What is required
For the data that follows, report how many lines contain the word "this", and nothing else.

.....

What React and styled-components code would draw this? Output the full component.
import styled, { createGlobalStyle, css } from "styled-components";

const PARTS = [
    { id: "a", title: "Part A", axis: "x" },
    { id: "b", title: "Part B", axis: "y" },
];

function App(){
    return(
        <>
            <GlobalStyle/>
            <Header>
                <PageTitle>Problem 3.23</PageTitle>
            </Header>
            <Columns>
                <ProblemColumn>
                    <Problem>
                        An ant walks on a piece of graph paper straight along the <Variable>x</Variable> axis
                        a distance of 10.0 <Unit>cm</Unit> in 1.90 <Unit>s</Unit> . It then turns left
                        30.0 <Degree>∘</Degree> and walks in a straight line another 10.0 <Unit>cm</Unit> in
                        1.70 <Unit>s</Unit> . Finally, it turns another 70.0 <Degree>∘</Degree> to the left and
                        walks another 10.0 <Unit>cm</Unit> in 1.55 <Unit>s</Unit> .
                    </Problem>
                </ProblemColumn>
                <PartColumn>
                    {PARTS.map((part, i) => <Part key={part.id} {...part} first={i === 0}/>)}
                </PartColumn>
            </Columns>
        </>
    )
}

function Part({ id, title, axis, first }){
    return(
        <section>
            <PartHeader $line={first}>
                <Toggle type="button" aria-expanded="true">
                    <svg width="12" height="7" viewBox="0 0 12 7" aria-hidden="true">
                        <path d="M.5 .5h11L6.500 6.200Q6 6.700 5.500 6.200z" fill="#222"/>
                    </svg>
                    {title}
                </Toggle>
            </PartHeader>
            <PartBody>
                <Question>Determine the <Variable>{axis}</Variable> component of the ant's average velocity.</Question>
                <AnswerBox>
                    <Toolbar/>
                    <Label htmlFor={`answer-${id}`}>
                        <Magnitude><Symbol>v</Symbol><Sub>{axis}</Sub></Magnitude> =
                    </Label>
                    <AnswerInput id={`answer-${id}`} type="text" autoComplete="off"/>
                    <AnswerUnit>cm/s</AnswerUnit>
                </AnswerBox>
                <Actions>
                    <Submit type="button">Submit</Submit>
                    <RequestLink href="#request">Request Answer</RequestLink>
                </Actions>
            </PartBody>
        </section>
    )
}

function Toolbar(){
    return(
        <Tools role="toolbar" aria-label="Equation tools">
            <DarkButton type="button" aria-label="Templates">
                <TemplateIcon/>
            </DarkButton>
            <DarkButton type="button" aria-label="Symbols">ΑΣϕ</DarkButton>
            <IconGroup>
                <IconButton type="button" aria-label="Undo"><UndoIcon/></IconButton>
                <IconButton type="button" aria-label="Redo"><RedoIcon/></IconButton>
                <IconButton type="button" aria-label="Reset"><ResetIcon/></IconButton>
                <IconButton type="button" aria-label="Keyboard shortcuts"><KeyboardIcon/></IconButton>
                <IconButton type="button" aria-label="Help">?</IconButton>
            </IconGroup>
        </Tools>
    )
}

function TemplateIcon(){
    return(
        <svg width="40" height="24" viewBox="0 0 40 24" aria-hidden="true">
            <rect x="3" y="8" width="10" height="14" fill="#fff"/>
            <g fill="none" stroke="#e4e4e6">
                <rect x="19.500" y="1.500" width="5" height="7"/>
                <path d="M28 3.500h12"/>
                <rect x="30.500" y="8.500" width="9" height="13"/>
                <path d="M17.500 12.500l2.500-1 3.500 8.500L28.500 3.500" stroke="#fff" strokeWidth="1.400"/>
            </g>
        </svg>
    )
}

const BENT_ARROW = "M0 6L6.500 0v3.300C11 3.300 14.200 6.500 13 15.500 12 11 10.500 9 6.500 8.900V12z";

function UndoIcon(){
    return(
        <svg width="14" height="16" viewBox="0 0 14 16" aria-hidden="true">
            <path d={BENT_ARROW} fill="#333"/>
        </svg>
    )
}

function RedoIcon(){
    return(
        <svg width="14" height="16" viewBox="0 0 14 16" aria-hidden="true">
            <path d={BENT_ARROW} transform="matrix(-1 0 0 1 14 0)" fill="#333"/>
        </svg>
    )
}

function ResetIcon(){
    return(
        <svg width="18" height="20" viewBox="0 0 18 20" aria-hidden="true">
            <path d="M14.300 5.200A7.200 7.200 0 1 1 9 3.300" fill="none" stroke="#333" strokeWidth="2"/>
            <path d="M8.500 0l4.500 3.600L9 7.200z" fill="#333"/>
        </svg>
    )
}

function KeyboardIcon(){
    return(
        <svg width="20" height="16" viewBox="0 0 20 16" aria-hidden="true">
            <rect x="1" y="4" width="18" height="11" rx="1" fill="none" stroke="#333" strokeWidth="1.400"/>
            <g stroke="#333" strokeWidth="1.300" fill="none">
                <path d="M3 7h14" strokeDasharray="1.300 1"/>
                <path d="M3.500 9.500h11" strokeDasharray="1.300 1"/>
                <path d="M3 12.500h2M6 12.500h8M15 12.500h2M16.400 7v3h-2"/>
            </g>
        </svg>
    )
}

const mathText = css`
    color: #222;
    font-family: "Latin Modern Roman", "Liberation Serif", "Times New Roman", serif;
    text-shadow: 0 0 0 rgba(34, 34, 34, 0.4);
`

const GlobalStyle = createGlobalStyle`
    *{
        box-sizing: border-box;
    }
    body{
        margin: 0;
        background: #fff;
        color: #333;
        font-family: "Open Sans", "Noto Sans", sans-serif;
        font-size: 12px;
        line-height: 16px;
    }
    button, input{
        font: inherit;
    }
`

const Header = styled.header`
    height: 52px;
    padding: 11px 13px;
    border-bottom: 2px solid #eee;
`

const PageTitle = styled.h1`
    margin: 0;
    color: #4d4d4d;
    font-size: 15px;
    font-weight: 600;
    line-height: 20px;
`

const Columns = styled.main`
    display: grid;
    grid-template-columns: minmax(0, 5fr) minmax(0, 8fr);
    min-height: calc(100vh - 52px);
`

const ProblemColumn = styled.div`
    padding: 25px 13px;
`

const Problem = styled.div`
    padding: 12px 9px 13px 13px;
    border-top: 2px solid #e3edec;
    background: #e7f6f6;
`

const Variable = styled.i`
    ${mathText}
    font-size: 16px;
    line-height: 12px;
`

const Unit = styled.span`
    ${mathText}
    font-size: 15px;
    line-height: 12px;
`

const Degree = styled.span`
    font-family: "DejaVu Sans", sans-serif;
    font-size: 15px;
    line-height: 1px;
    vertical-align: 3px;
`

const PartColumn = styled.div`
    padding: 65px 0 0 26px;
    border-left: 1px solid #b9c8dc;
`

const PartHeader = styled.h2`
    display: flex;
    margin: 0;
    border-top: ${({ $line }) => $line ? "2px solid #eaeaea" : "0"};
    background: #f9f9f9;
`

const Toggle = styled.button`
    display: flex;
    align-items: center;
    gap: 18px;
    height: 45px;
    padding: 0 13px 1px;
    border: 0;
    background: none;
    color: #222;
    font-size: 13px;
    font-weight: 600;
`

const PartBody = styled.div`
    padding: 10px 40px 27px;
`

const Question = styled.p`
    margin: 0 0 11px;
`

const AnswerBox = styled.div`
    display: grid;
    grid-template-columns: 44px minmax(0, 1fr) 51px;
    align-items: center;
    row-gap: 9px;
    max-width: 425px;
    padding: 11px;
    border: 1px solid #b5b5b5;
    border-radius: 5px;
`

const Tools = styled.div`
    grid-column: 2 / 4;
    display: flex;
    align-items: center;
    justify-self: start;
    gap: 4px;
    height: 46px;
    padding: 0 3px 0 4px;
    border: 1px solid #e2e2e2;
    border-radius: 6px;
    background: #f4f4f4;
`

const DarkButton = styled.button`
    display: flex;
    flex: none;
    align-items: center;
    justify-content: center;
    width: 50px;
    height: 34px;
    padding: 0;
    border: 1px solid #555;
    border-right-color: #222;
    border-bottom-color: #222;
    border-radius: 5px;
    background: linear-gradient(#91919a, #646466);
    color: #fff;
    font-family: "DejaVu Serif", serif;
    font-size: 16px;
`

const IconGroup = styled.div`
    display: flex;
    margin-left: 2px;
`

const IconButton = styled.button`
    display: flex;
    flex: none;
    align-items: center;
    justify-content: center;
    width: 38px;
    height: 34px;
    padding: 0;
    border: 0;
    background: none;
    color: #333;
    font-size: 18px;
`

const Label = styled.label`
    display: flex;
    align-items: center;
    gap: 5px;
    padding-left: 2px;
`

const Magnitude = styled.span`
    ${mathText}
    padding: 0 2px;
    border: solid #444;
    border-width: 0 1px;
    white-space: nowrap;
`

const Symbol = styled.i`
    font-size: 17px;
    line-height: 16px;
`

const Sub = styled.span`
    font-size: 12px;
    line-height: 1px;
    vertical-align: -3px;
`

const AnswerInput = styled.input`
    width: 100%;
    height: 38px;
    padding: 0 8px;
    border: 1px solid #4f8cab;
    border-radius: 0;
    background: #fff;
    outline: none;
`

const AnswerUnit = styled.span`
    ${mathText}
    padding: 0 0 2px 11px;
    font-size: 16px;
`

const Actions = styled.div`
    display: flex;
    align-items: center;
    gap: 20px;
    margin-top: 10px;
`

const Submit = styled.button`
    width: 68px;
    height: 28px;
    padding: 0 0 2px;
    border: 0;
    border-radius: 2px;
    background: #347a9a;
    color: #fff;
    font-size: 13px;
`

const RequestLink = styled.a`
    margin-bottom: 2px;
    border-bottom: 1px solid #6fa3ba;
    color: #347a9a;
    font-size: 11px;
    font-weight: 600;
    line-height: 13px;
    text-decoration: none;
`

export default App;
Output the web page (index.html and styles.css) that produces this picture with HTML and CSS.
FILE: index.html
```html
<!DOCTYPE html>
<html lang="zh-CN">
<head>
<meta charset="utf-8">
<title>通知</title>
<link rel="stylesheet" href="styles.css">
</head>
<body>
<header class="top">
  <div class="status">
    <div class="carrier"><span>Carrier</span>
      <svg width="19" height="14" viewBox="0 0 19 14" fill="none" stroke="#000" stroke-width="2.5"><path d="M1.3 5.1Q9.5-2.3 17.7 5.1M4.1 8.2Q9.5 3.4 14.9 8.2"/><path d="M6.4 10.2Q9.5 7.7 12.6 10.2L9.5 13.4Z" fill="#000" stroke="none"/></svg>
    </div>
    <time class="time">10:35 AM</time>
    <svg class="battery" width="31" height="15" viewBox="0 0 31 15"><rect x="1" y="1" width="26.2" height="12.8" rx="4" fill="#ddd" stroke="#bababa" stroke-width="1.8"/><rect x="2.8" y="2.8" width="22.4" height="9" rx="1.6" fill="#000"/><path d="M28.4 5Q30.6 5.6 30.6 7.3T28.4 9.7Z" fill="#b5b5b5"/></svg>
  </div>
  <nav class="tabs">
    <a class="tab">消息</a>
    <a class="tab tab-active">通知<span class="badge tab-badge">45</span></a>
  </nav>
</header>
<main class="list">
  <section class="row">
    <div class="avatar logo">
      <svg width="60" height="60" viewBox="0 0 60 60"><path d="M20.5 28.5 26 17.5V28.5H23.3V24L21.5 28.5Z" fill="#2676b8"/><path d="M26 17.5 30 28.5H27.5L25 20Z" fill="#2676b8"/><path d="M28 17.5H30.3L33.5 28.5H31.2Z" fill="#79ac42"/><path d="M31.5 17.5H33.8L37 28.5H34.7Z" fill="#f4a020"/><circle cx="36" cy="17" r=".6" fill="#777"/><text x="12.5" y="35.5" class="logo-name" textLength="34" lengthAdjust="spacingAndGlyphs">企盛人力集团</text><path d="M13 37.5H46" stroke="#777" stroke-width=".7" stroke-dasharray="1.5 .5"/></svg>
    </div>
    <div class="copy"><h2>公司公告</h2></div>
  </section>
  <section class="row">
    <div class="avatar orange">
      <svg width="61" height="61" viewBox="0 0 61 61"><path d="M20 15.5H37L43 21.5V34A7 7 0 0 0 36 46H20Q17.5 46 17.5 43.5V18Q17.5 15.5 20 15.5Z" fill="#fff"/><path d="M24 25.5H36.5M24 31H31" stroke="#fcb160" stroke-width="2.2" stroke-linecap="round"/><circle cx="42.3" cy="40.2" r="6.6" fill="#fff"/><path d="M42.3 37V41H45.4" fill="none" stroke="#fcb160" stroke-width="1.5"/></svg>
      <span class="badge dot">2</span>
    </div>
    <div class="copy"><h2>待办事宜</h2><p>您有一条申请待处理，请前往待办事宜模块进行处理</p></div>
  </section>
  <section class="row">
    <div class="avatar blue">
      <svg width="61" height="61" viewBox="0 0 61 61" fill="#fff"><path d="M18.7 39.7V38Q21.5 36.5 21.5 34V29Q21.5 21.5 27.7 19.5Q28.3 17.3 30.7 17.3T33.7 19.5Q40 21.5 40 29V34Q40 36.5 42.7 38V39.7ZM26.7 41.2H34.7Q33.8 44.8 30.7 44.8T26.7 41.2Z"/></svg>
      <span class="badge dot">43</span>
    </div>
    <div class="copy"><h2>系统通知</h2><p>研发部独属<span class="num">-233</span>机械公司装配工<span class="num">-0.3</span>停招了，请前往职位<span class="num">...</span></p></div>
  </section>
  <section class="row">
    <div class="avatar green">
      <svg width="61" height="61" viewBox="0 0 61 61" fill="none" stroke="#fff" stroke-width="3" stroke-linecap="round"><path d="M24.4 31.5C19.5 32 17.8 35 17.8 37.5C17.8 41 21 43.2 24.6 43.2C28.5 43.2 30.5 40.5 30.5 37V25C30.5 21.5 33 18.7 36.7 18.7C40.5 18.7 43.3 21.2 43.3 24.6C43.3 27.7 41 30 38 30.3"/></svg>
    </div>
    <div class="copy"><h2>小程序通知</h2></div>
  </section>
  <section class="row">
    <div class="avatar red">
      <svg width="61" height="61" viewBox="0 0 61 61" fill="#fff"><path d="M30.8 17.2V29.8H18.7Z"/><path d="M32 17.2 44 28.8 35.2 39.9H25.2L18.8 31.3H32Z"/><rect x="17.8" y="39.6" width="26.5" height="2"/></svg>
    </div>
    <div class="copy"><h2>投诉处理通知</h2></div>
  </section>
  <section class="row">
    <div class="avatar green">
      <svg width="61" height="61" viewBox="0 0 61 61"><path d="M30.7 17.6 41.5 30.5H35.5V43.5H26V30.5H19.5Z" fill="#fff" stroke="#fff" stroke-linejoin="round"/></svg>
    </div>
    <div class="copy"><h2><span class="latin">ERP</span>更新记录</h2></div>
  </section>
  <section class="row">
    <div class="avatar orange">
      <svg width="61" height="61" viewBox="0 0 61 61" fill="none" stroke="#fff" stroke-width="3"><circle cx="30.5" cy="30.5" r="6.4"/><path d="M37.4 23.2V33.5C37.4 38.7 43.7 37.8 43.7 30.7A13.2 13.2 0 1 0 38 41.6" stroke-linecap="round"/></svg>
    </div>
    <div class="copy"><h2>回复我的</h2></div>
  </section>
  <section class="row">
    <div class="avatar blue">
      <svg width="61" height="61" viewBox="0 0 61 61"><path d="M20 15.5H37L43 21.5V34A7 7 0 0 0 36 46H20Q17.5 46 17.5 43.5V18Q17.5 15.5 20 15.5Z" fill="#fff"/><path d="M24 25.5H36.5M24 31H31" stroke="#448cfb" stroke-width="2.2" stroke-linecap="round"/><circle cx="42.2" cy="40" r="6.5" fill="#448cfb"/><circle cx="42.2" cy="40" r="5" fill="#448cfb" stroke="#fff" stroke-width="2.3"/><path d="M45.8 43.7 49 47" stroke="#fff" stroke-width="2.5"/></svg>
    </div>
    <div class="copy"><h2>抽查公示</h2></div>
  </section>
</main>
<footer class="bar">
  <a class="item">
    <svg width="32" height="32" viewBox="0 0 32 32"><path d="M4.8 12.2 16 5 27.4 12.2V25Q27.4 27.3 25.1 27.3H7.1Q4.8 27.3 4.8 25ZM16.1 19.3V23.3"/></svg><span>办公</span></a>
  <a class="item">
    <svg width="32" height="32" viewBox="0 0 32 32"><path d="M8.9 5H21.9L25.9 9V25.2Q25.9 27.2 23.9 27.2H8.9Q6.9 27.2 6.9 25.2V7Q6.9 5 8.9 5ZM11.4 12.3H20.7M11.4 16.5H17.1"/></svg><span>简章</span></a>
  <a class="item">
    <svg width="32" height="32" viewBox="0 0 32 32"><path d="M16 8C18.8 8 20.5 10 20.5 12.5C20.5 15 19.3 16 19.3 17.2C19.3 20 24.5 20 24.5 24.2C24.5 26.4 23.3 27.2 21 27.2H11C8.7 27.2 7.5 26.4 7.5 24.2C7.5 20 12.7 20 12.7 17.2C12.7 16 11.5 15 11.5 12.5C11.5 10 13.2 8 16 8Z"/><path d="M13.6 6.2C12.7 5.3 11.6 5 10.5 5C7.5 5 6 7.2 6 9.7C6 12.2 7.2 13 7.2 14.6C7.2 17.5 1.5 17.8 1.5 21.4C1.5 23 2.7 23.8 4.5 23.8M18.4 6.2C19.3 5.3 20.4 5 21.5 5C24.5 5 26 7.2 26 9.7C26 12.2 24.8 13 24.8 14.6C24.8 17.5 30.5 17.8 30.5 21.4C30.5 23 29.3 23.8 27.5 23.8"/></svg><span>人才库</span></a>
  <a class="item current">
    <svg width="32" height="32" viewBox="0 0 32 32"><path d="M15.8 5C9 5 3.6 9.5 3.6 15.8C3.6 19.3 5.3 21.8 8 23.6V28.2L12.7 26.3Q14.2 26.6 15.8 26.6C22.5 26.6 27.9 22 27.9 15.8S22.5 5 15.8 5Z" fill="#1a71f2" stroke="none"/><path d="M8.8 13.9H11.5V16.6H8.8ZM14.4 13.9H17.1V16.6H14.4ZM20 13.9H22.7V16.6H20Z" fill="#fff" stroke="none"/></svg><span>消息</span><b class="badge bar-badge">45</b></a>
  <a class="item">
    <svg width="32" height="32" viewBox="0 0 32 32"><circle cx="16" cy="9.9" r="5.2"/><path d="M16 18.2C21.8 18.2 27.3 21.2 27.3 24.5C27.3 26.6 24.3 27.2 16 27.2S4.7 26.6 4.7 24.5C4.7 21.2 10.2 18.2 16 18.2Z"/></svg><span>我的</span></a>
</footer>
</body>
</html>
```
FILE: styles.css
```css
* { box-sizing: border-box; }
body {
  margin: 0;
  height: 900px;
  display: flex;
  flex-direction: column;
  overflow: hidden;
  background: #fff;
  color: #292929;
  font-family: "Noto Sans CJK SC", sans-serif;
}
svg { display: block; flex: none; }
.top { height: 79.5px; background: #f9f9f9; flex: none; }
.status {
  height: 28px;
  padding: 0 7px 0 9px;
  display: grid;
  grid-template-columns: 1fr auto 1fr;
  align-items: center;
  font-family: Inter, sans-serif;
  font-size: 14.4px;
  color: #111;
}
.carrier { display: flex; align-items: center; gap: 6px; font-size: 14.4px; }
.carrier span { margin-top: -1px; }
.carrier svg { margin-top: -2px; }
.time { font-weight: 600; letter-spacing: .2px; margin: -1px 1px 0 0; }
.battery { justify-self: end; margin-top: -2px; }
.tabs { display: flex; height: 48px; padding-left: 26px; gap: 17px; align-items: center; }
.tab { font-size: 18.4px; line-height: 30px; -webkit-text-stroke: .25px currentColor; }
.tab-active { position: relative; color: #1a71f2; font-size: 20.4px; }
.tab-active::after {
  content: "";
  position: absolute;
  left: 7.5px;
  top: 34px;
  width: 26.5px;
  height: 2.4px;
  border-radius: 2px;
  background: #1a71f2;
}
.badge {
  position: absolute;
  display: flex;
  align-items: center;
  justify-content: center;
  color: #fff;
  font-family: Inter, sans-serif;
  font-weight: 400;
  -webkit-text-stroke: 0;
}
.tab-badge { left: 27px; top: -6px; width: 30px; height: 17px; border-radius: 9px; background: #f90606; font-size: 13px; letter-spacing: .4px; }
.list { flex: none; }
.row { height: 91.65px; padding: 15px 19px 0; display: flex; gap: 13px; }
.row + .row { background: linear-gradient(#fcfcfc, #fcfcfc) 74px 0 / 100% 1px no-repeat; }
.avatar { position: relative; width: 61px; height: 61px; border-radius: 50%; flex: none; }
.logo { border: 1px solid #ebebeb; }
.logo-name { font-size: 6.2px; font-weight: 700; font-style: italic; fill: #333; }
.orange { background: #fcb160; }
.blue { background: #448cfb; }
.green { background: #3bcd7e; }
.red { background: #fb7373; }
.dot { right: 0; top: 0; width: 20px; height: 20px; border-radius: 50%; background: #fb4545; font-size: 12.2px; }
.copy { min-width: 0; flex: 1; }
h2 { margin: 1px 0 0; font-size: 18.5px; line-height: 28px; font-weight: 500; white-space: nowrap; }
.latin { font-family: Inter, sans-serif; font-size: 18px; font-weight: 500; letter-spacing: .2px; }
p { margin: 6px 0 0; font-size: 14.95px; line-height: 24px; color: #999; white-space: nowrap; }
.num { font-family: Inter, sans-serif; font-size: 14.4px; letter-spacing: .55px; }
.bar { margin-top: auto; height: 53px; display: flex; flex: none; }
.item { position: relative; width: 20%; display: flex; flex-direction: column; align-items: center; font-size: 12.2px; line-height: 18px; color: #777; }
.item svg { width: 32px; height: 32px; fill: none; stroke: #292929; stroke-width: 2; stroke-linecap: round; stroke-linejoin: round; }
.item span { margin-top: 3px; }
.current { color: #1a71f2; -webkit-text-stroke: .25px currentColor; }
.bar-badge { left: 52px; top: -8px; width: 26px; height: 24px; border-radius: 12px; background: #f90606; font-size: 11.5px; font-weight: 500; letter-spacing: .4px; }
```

.....

Written response
2